Learn what mortgage rate buydowns actually cost, how permanent and temporary options compare, and whether the upfront expense makes sense for your situation.
A single discount point costs 1% of your loan amount and typically lowers your interest rate by about 0.25%, so on a $400,000 mortgage you’d pay $4,000 per point at closing. The total price of a rate buydown depends on whether you want a permanent reduction or a temporary one, how far you want the rate to drop, and what lenders are charging on the day you lock. Market conditions swing that cost meaningfully, sometimes requiring more or less than one point per quarter-percent reduction.
One discount point equals 1% of the loan amount, not the home’s purchase price. On a $300,000 mortgage, one point costs $3,000. On a $400,000 mortgage, $4,000. Two points on that same loan runs $8,000. The math is always the same: multiply the loan amount by the number of points, and that’s your upfront cost at closing.1My Home by Freddie Mac. What You Need to Know About Discount Points
Lenders use points as a standardized unit for pricing rate reductions across all loan types. The dollar amount you pay for points shows up on Page 2 of your Closing Disclosure under Section A, labeled “Origination Charges,” separate from processing fees and other closing costs.2Consumer Financial Protection Bureau. Closing Disclosure Sample Form Because the cost is a percentage, larger loan balances naturally produce larger point costs for the same rate reduction.
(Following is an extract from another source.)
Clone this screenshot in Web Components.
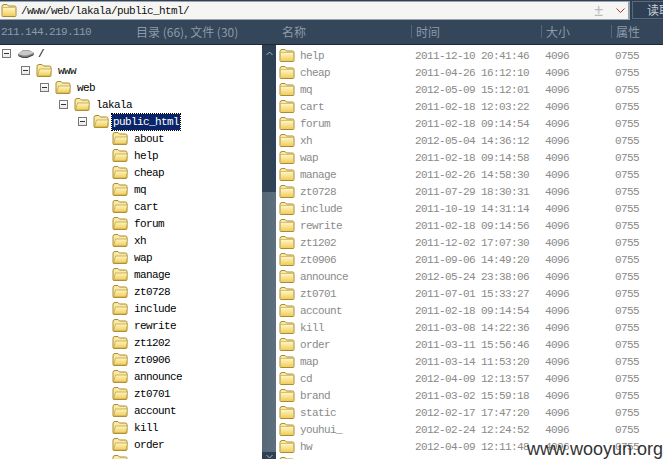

One thing that catches borrowers off guard: paying points pushes your Annual Percentage Rate above your note rate. The APR folds in the upfront cost of points as part of your total borrowing expense, so a 6.75% note rate with one point might show as a 6.85% APR on your Loan Estimate. That’s not a mistake. The APR is designed to reflect the true cost of credit, including what you paid to get the lower rate.3Consumer Financial Protection Bureau. What Is the Difference Between a Mortgage Interest Rate and an APR Comparing APRs across loan offers that include different point structures is one of the more reliable ways to see which deal actually costs less over time.
A permanent buydown lowers your interest rate for the full life of the loan. One point commonly buys a 0.25% reduction, though this ratio shifts with market conditions. Some days a lender might want 1.25 points for that same quarter-percent drop; other days, 0.875 points. The rule of thumb that one point equals 0.25% is a starting point, not a guarantee.1My Home by Freddie Mac. What You Need to Know About Discount Points
If you want to move from 7.0% to 6.5% on a $400,000 loan, you’d likely need roughly two points, costing $8,000 at settlement. The further you push below the lender’s par rate (the base rate available with zero points), the more each additional reduction costs. Lenders price permanent buydowns based on the interest income they’ll lose over 30 years of payments, so deeper reductions cost disproportionately more. The bought-down rate is locked into the promissory note, meaning the lender can’t raise it later.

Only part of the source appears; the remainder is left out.